Double Digit Multiplier
We are ready to hit the big time! Students have learned to do multiplication problems with two and three digit multiplicands, and one digit multiplier. Now we are ready to add multipliers over 10.
The Long Way - The Easy Way
Here's a trick that I have found the best to help students grasp multiplication activities with larger multipliers. I call it "The Long Way - The Easy Way."
The steps are easy to remember:
- Start with a problem they can figure out on their own.
- Show them "the long way" to figure out the problem.
- Then show them "the easy way."
I like to start with the problem
25 X 20.
(Then we will move to 25 X 21)
You already know the answer
Give the student the problem 25 X 20. At first, he or she may not know how to solve it.
Let's make it easier. What is 25 X 2. (Hint: 2 quarters.)
If 25 X 2 is 50, what is 25 X 20?
Many students will be able to solve this. However, if they can't solve it mentally, figure it out by counting or drawing quarters.
Now the short way
Demonstrate with paper and pencil the way to find the answer.

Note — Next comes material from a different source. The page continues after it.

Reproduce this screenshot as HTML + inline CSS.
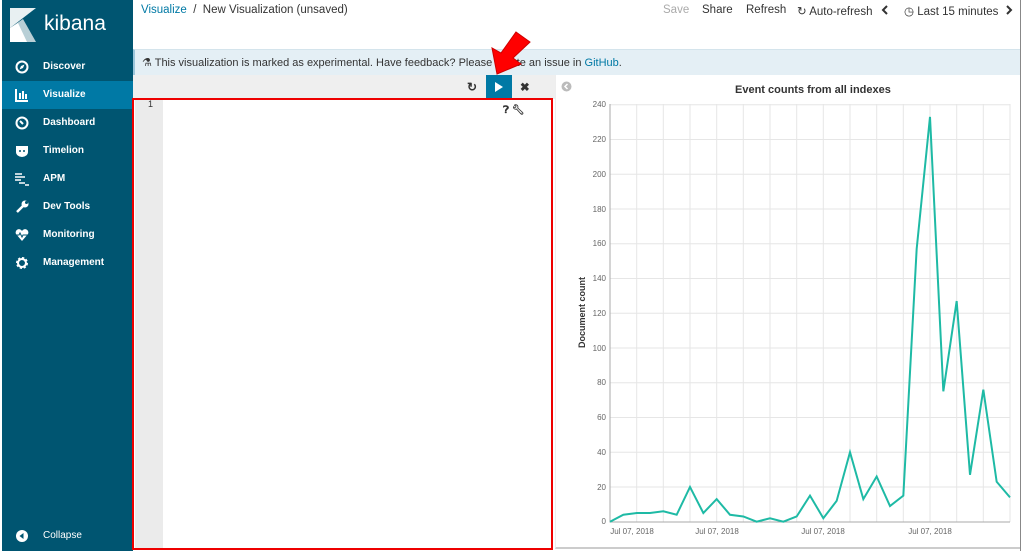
<!DOCTYPE html>
<html><head><style>
*{margin:0;padding:0;box-sizing:border-box}
body{width:1024px;height:551px;overflow:hidden;background:#fff;font-family:"Liberation Sans",sans-serif;position:relative}
.sb{position:absolute;left:2px;top:0;width:131px;height:551px;background:#005571;color:#fff}
.logo{position:absolute;left:8px;top:8px}
.logo span{position:absolute;left:34px;top:4px;font-size:21px;color:#fff}
.nav{position:absolute;left:0;width:131px;height:28px;font-size:10px;font-weight:bold;line-height:28px}
.nav .t{position:absolute;left:41px}
.nav .i{position:absolute;left:13px;top:7px;width:14px;height:14px}
.act{background:#0079a5}
.a{position:absolute;font-size:11.5px;color:#333;white-space:nowrap}
</style></head><body>
<div class="sb">
 <div class="logo"><svg width="26" height="34" viewBox="0 0 26 34"><polygon points="0,0 26,0 0,20" fill="#e8f0f2"/><polygon points="0,20 13,11 26,34 0,34" fill="#b8cfd6"/><polygon points="0,20 8,15 17,34 0,34" fill="#fff"/></svg><span>kibana</span></div>
 <div class="nav" style="top:53px"><svg class="i" viewBox="0 0 14 14"><circle cx="7" cy="7" r="5.5" fill="none" stroke="#fff" stroke-width="2"/><path d="M9.5 4.5L8 8 4.5 9.5 6 6z" fill="#fff"/></svg><span class="t">Discover</span></div>
 <div class="nav act" style="top:81px"><svg class="i" viewBox="0 0 14 14"><path d="M1 1v12h12" fill="none" stroke="#fff" stroke-width="2"/><rect x="4" y="5" width="2" height="6" fill="#fff"/><rect x="7" y="3" width="2" height="8" fill="#fff"/><rect x="10" y="6" width="2" height="5" fill="#fff"/></svg><span class="t">Visualize</span></div>
 <div class="nav" style="top:109px"><svg class="i" viewBox="0 0 14 14"><circle cx="7" cy="7" r="5.5" fill="none" stroke="#fff" stroke-width="2"/><path d="M5 5l3 3" stroke="#fff" stroke-width="2"/></svg><span class="t">Dashboard</span></div>
 <div class="nav" style="top:137px"><svg class="i" viewBox="0 0 14 14"><path d="M1 2h12v6a6 5 0 0 1-12 0z" fill="#fff"/><circle cx="5" cy="7" r="1" fill="#005571"/><circle cx="9" cy="7" r="1" fill="#005571"/></svg><span class="t">Timelion</span></div>
 <div class="nav" style="top:165px"><svg class="i" viewBox="0 0 14 14"><path d="M0 2h7M0 5h10M0 8h6M4 11h6M10 13h4" stroke="#fff" stroke-width="1.6"/></svg><span class="t">APM</span></div>
 <div class="nav" style="top:193px"><svg class="i" viewBox="0 0 14 14"><path d="M2 12l6-6" stroke="#fff" stroke-width="2.5"/><circle cx="10" cy="4" r="3.5" fill="#fff"/><circle cx="11.5" cy="2.5" r="1.5" fill="#005571"/></svg><span class="t">Dev Tools</span></div>
 <div class="nav" style="top:221px"><svg class="i" viewBox="0 0 14 14"><path d="M7 13L1 6a3 3 0 0 1 6-3 3 3 0 0 1 6 3z" fill="#fff"/><path d="M1 7h3l1-2 2 4 1-2h5" fill="none" stroke="#005571" stroke-width="1"/></svg><span class="t">Monitoring</span></div>
 <div class="nav" style="top:249px"><svg class="i" viewBox="0 0 14 14"><circle cx="7" cy="7" r="4.5" fill="none" stroke="#fff" stroke-width="3" stroke-dasharray="2 1.5"/><circle cx="7" cy="7" r="4" fill="none" stroke="#fff" stroke-width="2"/></svg><span class="t">Management</span></div>
 <div class="nav" style="top:522px"><svg class="i" viewBox="0 0 14 14"><circle cx="7" cy="7" r="6" fill="#fff"/><path d="M8.5 4v6L4.5 7z" fill="#005571"/></svg><span class="t" style="font-weight:normal">Collapse</span></div>
</div>
<div class="a" style="left:141px;top:4px"><span style="color:#0079a5">Visualize</span> &nbsp;/&nbsp; New Visualization (unsaved)</div>
<div class="a" style="left:663px;top:4px;color:#aaa">Save</div>
<div class="a" style="left:702px;top:4px">Share</div>
<div class="a" style="left:746px;top:4px">Refresh</div>
<div class="a" style="left:797px;top:4px">&#x21bb; Auto-refresh</div>
<svg style="position:absolute;left:881px;top:5px" width="8" height="10"><path d="M6 1L2 5l4 4" stroke="#333" stroke-width="2" fill="none"/></svg>
<div class="a" style="left:904px;top:4px">&#x25F7; Last 15 minutes</div>
<svg style="position:absolute;left:1005px;top:5px" width="8" height="10"><path d="M2 1l4 4-4 4" stroke="#333" stroke-width="2" fill="none"/></svg>
<div style="position:absolute;left:1020px;top:0;width:1px;height:551px;background:#888"></div>
<div style="position:absolute;left:133px;top:49px;width:887px;height:26px;background:#e4eff5;border-top:1px solid #d4e4ec;border-left:2px solid #9dc6da"></div>
<div class="a" style="left:142px;top:56px;font-size:11px;color:#333">&#x2697; This visualization is marked as experimental. Have feedback? Please create an issue in <span style="color:#0079a5">GitHub</span>.</div>
<div style="position:absolute;left:133px;top:75px;width:422px;height:24px;background:#efefef"></div>
<div class="a" style="left:467px;top:80px;font-weight:bold;font-size:12px">&#x21bb;</div>
<div style="position:absolute;left:486px;top:75px;width:26px;height:24px;background:#0079a5"></div>
<svg style="position:absolute;left:494px;top:82px" width="10" height="10"><path d="M1 0v10l8-5z" fill="#fff"/></svg>
<div class="a" style="left:520px;top:80px;font-weight:bold">&#x2716;</div>
<div style="position:absolute;left:135px;top:99px;width:28px;height:450px;background:#ebebeb"></div>
<div class="a" style="left:148px;top:99px;font-size:9px">1</div>
<div class="a" style="left:503px;top:105px;font-size:10px;font-weight:bold">&#x2753;&#xFE0E; &#x1F527;&#xFE0E;</div>
<div style="position:absolute;left:132px;top:98px;width:421px;height:452px;border:2px solid #e00"></div>
<div style="position:absolute;left:555px;top:75px;width:465px;height:474px;border-bottom:2px solid #ccc;border-left:1px solid #eee"></div>
<svg style="position:absolute;left:561px;top:81px" width="11" height="11"><circle cx="5.5" cy="5.5" r="5" fill="#bbb"/><path d="M6.5 3L4 5.5 6.5 8" stroke="#fff" stroke-width="1.5" fill="none"/></svg>
<div class="a" style="left:735px;top:84px;font-size:11px;font-weight:bold;color:#333">Event counts from all indexes</div>
<div class="a" style="left:577px;top:348px;font-size:9px;font-weight:bold;transform:rotate(-90deg);transform-origin:left top">Document count</div>
<svg style="position:absolute;left:0;top:0" width="1024" height="551">
<g stroke="#e6e6e6" stroke-width="1">
<path d="M610 104.7H1010M610 139.5H1010M610 174.2H1010M610 209H1010M610 243.7H1010M610 278.5H1010M610 313.2H1010M610 348H1010M610 382.7H1010M610 417.5H1010M610 452.2H1010M610 487H1010"/>
<path d="M636.7 104V522M663.3 104V522M690 104V522M716.7 104V522M743.3 104V522M770 104V522M796.7 104V522M823.3 104V522M850 104V522M876.7 104V522M903.3 104V522M930 104V522M956.7 104V522M983.3 104V522M1010 104V522"/>
</g>
<path d="M610 104V522H1010" stroke="#aaa" fill="none"/>
<g font-family="Liberation Sans" font-size="8" fill="#666" text-anchor="end">
<text x="606" y="107">240</text><text x="606" y="142">220</text><text x="606" y="177">200</text><text x="606" y="212">180</text><text x="606" y="246">160</text><text x="606" y="281">140</text><text x="606" y="316">120</text><text x="606" y="351">100</text><text x="606" y="385">80</text><text x="606" y="420">60</text><text x="606" y="455">40</text><text x="606" y="490">20</text><text x="606" y="524">0</text>
</g>
<g font-family="Liberation Sans" font-size="8" fill="#666" text-anchor="middle">
<text x="632" y="534">Jul 07, 2018</text><text x="717" y="534">Jul 07, 2018</text><text x="823" y="534">Jul 07, 2018</text><text x="930" y="534">Jul 07, 2018</text>
</g>
<g transform="translate(610,521.7) scale(13.3333,-1.7375)">
<polyline vector-effect="non-scaling-stroke" fill="none" stroke="#1ebaa5" stroke-width="2" points="0,0 1,4 2,5 3,5 4,6 5,4 6,20 7,5 8,13 9,4 10,3 11,0 12,2 13,0 14,3 15,15 16,2 17,12 18,40 19,13 20,26 21,9 22,15 23,157 24,233 25,75 26,127 27,27 28,76 29,23 30,14"/>
</g>
<polygon points="516,32 530,42 513,58 521,64 497,74 492,48 501,53" fill="#f00" stroke="#c00" stroke-width="1"/>
</svg>
</body></html>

Before moving on, give practice with more problems with multipliers ending in "0".
Multiply by 21
Let's use the problem 25 X 21 again.
You know the answer
How much would we have if we had 21 quarters? Let them calculate the answer using real quarters or drawings.
Let's find it the long way
They discovered that 25 X 21 is 525 by working with manipulatives. Now, show them with paper and pencil:
Let's find it the short way
- 25 X 1 = 25
- 25 X 20 = 500
- The answer is 525.
Now show them the multiplication process by multiplying in columns.
I have found that multiplying by "21" is a great tool for introducing advanced multiplication.
- Students can easily double.
- They can easily multiply by 20.
- They can easily multiply by 1.
Since they can easily grasp the concept of multiplying by "21", it is easier to follow the logic of why we multiply in columns.